→ **The request**: Reproduce exactly the lines below, from the first one through the line containing "635.5, 700.5, 765.5];", and omit any pictures.

Start of Entries supplied

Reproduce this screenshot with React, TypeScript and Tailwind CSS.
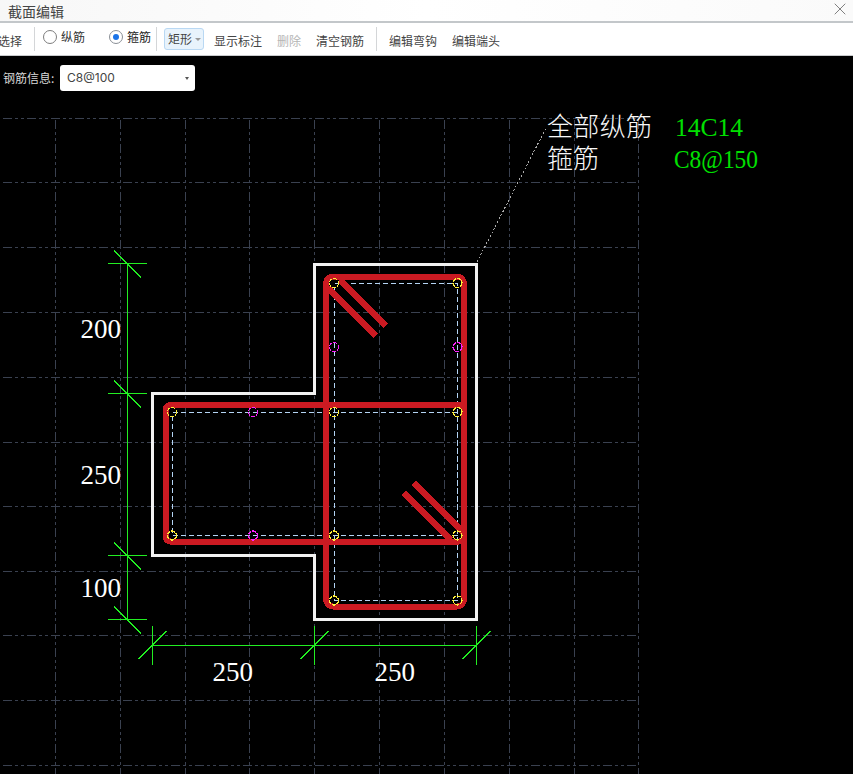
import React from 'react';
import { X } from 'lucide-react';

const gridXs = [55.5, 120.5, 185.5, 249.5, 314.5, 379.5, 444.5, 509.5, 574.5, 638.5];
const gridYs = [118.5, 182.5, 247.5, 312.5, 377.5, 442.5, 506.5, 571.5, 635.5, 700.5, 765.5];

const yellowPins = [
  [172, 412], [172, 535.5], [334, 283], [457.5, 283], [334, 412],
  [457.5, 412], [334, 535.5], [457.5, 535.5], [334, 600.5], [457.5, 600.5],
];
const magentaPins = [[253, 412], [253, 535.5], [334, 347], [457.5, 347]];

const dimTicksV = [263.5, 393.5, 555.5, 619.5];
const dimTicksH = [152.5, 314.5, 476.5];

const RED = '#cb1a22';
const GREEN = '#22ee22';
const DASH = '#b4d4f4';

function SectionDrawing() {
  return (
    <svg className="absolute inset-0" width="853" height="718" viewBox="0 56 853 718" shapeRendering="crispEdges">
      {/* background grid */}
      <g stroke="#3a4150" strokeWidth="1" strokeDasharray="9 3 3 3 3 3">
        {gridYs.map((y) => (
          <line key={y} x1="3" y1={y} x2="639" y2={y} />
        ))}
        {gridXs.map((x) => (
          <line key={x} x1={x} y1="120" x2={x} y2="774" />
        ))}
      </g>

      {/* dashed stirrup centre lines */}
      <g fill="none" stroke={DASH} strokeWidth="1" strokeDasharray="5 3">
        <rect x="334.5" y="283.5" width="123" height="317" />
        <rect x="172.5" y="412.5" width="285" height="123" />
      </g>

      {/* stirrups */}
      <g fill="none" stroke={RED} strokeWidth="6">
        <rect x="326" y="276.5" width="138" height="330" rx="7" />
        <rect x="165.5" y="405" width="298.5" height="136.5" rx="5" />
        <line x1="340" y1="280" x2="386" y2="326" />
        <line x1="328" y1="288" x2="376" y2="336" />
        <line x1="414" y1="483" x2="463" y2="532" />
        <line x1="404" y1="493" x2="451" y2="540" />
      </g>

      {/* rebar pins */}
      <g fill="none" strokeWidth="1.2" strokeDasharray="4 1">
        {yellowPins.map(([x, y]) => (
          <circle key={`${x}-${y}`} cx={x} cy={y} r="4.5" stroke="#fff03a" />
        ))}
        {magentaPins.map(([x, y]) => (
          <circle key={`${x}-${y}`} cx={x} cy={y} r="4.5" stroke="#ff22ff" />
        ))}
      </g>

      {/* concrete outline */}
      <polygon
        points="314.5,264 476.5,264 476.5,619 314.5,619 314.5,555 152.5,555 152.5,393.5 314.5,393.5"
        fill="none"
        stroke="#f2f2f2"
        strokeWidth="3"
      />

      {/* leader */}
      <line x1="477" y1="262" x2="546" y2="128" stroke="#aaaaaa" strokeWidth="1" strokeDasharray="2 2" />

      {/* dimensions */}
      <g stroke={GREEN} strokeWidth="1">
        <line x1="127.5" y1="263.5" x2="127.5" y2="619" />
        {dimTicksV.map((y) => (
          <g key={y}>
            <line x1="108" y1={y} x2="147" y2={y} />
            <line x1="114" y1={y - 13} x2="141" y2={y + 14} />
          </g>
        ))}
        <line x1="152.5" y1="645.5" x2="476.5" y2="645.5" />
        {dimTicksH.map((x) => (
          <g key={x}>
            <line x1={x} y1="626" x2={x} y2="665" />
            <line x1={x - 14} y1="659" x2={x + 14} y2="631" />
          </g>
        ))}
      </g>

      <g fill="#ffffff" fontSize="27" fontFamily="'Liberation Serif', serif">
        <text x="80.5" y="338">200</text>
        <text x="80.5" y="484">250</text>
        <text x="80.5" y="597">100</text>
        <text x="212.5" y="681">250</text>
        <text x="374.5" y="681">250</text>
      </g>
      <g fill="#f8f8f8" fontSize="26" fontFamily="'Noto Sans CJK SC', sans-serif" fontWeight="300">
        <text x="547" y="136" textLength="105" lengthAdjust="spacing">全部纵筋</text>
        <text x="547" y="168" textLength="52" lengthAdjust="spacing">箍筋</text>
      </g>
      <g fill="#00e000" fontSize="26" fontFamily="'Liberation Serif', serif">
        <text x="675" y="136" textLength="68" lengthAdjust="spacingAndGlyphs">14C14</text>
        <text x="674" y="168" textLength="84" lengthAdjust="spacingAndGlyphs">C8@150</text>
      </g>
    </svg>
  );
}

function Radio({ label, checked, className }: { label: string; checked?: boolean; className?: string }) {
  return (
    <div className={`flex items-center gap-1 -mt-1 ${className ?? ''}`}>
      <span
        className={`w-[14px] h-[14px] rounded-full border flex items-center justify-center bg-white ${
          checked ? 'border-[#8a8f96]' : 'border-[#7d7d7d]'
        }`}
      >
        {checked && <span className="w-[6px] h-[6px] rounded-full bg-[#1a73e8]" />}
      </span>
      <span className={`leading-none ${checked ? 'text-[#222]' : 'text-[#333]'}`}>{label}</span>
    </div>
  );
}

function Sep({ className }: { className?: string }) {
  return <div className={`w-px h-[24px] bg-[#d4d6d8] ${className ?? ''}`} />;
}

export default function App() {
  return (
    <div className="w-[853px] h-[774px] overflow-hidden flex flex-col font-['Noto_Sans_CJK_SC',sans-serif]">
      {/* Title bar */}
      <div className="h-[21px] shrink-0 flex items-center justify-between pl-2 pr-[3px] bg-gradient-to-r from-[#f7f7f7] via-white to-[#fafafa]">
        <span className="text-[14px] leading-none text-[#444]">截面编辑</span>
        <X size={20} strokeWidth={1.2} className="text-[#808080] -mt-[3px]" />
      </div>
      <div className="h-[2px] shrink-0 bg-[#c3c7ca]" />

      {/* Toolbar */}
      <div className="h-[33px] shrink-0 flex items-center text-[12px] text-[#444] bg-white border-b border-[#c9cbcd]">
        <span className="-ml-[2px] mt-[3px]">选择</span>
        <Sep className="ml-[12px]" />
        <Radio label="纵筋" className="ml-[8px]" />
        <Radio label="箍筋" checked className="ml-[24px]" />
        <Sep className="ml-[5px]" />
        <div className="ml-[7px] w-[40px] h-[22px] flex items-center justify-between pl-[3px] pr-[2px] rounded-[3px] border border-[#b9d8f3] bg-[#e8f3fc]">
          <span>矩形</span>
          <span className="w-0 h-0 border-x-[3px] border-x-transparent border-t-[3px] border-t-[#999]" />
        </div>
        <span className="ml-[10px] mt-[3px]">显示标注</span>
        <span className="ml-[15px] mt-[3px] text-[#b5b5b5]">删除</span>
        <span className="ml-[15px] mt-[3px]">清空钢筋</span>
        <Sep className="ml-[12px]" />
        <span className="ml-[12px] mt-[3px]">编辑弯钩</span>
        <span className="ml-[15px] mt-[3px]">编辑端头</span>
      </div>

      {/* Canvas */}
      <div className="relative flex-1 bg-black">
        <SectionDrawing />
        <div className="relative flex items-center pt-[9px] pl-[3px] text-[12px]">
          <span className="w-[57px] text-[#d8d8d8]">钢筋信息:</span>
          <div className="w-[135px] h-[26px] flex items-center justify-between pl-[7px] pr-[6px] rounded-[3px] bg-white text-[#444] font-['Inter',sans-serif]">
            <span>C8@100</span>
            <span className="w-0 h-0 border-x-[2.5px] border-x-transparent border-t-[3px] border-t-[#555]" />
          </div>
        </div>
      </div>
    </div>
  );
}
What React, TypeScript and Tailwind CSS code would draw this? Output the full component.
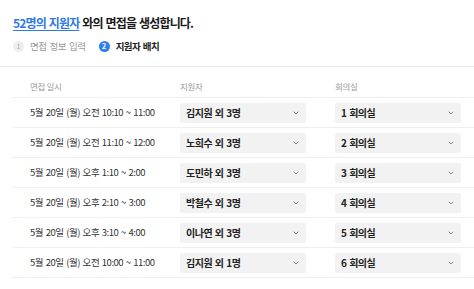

End of Entries supplied

→ **The completed task**:
Reproduce this screenshot with React, TypeScript and Tailwind CSS.
import React from 'react';
import { X } from 'lucide-react';

const gridXs = [55.5, 120.5, 185.5, 249.5, 314.5, 379.5, 444.5, 509.5, 574.5, 638.5];
const gridYs = [118.5, 182.5, 247.5, 312.5, 377.5, 442.5, 506.5, 571.5, 635.5, 700.5, 765.5];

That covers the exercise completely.